EXERCISE DETAILS = Collect every line in the records below that contains the word "components".

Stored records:

::::::

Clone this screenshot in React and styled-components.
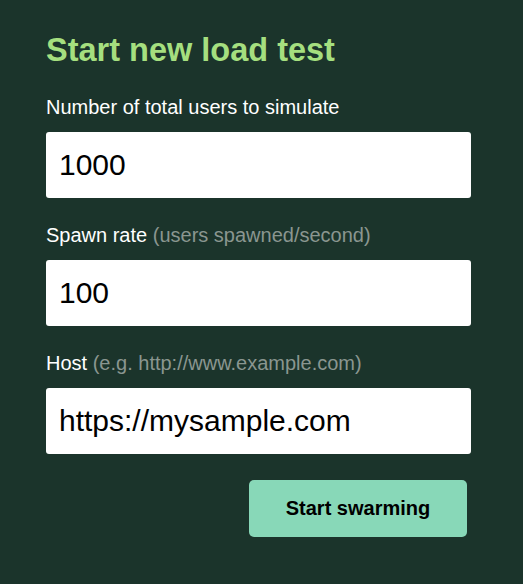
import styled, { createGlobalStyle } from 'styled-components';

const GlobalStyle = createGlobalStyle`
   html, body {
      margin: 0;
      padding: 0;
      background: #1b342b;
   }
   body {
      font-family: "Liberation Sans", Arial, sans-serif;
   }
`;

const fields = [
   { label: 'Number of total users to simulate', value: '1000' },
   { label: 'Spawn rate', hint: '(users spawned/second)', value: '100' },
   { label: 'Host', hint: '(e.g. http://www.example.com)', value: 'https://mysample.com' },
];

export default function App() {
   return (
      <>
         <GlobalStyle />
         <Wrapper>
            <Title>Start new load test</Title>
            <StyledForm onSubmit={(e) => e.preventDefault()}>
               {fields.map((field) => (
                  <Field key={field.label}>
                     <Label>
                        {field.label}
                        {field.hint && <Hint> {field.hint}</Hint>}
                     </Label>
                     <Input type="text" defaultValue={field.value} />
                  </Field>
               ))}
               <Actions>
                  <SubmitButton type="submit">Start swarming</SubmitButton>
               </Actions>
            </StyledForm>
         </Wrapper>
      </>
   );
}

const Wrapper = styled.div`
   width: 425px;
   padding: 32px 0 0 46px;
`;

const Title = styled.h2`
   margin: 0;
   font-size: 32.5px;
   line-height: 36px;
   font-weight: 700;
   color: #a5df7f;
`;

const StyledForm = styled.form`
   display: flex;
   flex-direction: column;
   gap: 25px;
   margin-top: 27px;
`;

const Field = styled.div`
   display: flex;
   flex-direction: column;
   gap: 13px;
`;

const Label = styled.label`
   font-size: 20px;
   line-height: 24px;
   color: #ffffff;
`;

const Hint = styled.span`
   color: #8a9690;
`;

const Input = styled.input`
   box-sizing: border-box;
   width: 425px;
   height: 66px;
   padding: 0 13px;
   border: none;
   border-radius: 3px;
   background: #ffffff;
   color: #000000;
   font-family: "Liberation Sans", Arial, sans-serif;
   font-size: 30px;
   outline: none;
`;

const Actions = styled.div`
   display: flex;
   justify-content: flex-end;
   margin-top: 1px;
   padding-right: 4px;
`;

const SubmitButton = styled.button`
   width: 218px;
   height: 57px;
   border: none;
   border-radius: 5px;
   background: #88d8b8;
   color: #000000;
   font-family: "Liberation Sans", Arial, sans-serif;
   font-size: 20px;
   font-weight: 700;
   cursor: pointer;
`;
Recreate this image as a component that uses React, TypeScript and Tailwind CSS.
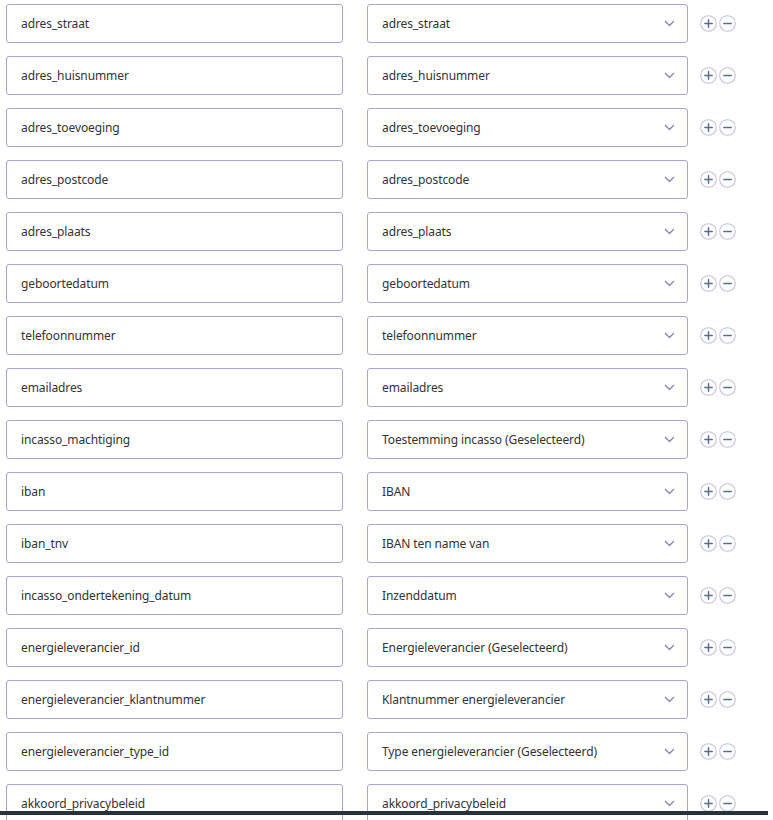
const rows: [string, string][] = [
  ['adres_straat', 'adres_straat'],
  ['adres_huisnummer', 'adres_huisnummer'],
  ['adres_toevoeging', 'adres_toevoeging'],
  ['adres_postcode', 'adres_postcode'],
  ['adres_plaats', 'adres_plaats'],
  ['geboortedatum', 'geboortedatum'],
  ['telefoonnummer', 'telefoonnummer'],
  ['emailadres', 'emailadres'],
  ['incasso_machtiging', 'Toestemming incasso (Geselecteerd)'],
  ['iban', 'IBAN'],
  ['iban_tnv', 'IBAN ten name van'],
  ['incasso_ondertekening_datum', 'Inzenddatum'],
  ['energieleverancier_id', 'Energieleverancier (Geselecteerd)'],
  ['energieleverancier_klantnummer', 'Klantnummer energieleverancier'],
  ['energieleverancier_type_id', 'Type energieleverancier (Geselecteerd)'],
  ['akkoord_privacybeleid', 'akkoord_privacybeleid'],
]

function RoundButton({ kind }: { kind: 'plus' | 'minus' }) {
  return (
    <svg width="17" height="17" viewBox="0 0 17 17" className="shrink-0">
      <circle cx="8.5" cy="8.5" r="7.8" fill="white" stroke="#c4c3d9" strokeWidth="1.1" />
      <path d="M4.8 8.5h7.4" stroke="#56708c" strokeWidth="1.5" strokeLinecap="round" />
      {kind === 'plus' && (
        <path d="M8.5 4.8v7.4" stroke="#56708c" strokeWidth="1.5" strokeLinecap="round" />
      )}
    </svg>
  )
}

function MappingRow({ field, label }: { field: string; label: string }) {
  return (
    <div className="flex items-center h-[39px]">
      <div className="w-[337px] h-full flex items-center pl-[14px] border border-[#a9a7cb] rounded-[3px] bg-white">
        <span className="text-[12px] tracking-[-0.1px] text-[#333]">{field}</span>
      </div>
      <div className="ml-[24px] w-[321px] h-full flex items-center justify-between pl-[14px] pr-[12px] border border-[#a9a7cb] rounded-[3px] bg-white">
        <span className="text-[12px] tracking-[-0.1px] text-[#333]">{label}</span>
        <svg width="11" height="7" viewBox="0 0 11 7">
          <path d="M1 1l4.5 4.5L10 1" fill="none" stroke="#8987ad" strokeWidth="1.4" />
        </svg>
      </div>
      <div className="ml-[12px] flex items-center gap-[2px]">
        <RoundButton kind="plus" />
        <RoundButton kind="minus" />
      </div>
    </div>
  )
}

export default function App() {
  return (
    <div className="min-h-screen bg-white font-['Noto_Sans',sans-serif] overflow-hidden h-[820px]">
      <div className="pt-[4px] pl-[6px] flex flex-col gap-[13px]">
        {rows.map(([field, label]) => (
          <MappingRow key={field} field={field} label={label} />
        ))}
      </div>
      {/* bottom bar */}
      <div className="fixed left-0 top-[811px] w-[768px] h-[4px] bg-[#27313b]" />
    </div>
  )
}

::::::

THE RESPONSE =
Clone this screenshot in React and styled-components.
import styled, { createGlobalStyle } from 'styled-components';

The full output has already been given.